Re: [PATCH v2 bpf-next 00/14] xsk: stop NAPI Rx processing on full XSK RQ

Maxim Mikityanskiy <maximmi@xxxxxxxxxx> · Thu, 25 Aug 2022 14:42:25 +0000

On Tue, 2022-08-23 at 22:18 -0700, John Fastabend wrote:
> Maxim Mikityanskiy wrote:
> > On Tue, 2022-08-23 at 13:24 +0200, Maciej Fijalkowski wrote:
> > > On Tue, Aug 23, 2022 at 09:49:43AM +0000, Maxim Mikityanskiy wrote:
> > > > Anyone from Intel? Maciej, Björn, Magnus?
> > > 
> > > Hey Maxim,
> > > 
> > > how about keeping it simple and going with option 1? This behavior was
> > > even proposed in the v1 submission of the patch set we're talking about.
> > 
> > Yeah, I know it was the behavior in v1. It was me who suggested not
> > dropping that packet, and I didn't realize back then that it had this
> > undesired side effect - sorry for that!
> 
> Just want to reiterate what was said originally, you'll definately confuse
> our XDP programs if they ever saw the same pkt twice. It would confuse
> metrics and any "tap" and so on.
> 
> > 
> > Option 1 sounds good to me as the first remedy, we can start with that.
> > 
> > However, it's not perfect: when NAPI and the application are pinned to
> > the same core, if the fill ring is bigger than the RX ring (which makes
> > sense in case of multiple sockets on the same UMEM), the driver will
> > constantly get into this condition, drop one packet, yield to
> > userspace, the application will of course clean up the RX ring, but
> > then the process will repeat.
> 
> Maybe dumb question haven't followed the entire thread or at least
> don't recall it. Could you yield when you hit a high water mark at
> some point before pkt drop?

That would be an ideal solution, but it doesn't sound feasible to me.
There may be multiple XSK sockets on the same RX queue, and each socket
has its own RX ring, which can be full or have some space. We don't
know in advance which RX ring will be chosen by the XDP program (if any
at all; the XDP program can still drop, pass or retransmit the packet),
so we can't check the watermark on a specific ring before running XDP.

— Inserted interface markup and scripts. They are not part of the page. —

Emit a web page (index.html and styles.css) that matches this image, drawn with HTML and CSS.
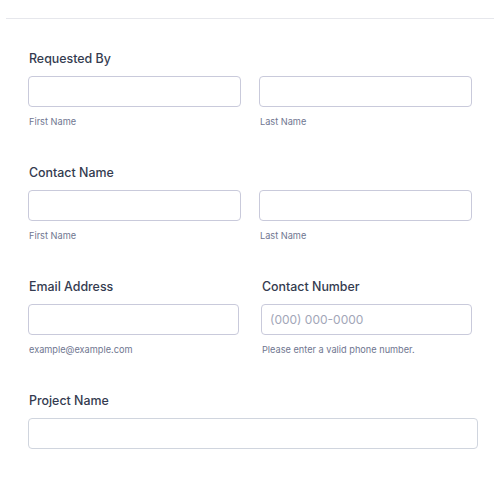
FILE: index.html
```html
<!DOCTYPE html>
<html>
<head>
<meta charset="utf-8">
<link rel="stylesheet" href="styles.css">
</head>
<body>
<div class="divider"></div>
<form class="form">
  <div class="field">
    <div class="label">Requested By</div>
    <div class="row row-name">
      <div class="col"><div class="input"></div><div class="sub">First Name</div></div>
      <div class="col"><div class="input"></div><div class="sub">Last Name</div></div>
    </div>
  </div>
  <div class="field">
    <div class="label">Contact Name</div>
    <div class="row row-name">
      <div class="col"><div class="input"></div><div class="sub">First Name</div></div>
      <div class="col"><div class="input"></div><div class="sub">Last Name</div></div>
    </div>
  </div>
  <div class="field">
    <div class="row row-contact">
      <div class="col">
        <div class="label">Email Address</div>
        <div class="input"></div>
        <div class="sub">example@example.com</div>
      </div>
      <div class="col">
        <div class="label">Contact Number</div>
        <div class="input"><span class="ph">(000) 000-0000</span></div>
        <div class="sub">Please enter a valid phone number.</div>
      </div>
    </div>
  </div>
  <div class="field">
    <div class="label">Project Name</div>
    <div class="input wide"></div>
  </div>
</form>
</body>
</html>
```
FILE: styles.css
```css
* { box-sizing: border-box; }
body {
  margin: 0;
  background: #fff;
  font-family: Inter, "Noto Sans", sans-serif;
  color: #2c3345;
}
.divider {
  margin: 18px 6px 0;
  height: 1px;
  background: #e6e7ec;
}
.form {
  display: block;
  padding: 32px 0 0 28px;
}
.field {
  margin-bottom: 36px;
}
.label {
  font-size: 12.4px;
  line-height: 16px;
  font-weight: 500;
  padding-left: 1px;
  margin-bottom: 9px;
  color: #343b4f;
}
.row {
  display: grid;
}
.row-name {
  grid-template-columns: 213px 213px;
  column-gap: 18px;
}
.row-contact {
  grid-template-columns: 211px 211px;
  column-gap: 22px;
}
.input {
  height: 31px;
  border: 1px solid #c9cadb;
  border-radius: 4px;
  background: #fff;
  display: flex;
  align-items: center;
  padding-left: 8px;
}
.input.wide {
  width: 450px;
  border-color: #d0d5de;
}
.ph {
  font-size: 12px;
  color: #a2a6b8;
}
.sub {
  margin-top: 8px;
  font-size: 9.2px;
  line-height: 14px;
  color: #6f7690;
  padding-left: 1px;
}
```
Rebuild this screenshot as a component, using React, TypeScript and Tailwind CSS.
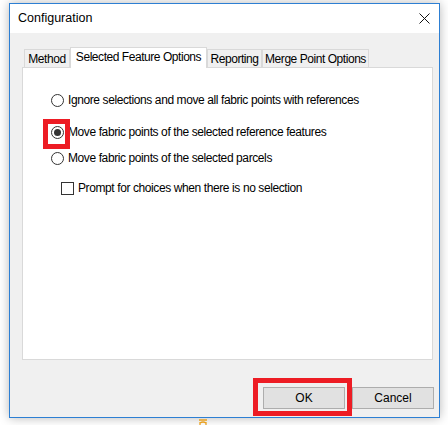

It may be possible to iterate over all sockets and stop the processing
if any socket's RX ring is full, but that would be a heavy thing to do
per packet. It should be possible to optimize it to run once per NAPI
cycle, checking that each RX ring has enough space to fit the whole
NAPI budget, but I'm still not sure of performance implications, and it
sounds overly protective.

> 
> > 
> > That means, we'll always have a small percentage of packets dropped,
> > which may trigger the congestion control algorithms on the other side,
> > slowing down the TX to unacceptable speeds (because packet drops won't
> > disappear after slowing down just a little).
> > 
> > Given the above, we may need a more complex solution for the long term.
> > What do you think?
> > 
> > Also, if the application uses poll(), this whole logic (either v1 or
> > v2) seems not needed, because poll() returns to the application when
> > something becomes available in the RX ring, but I guess the reason for
> > adding it was that fantastic 78% performance improvement mentioned in
> > the cover letter?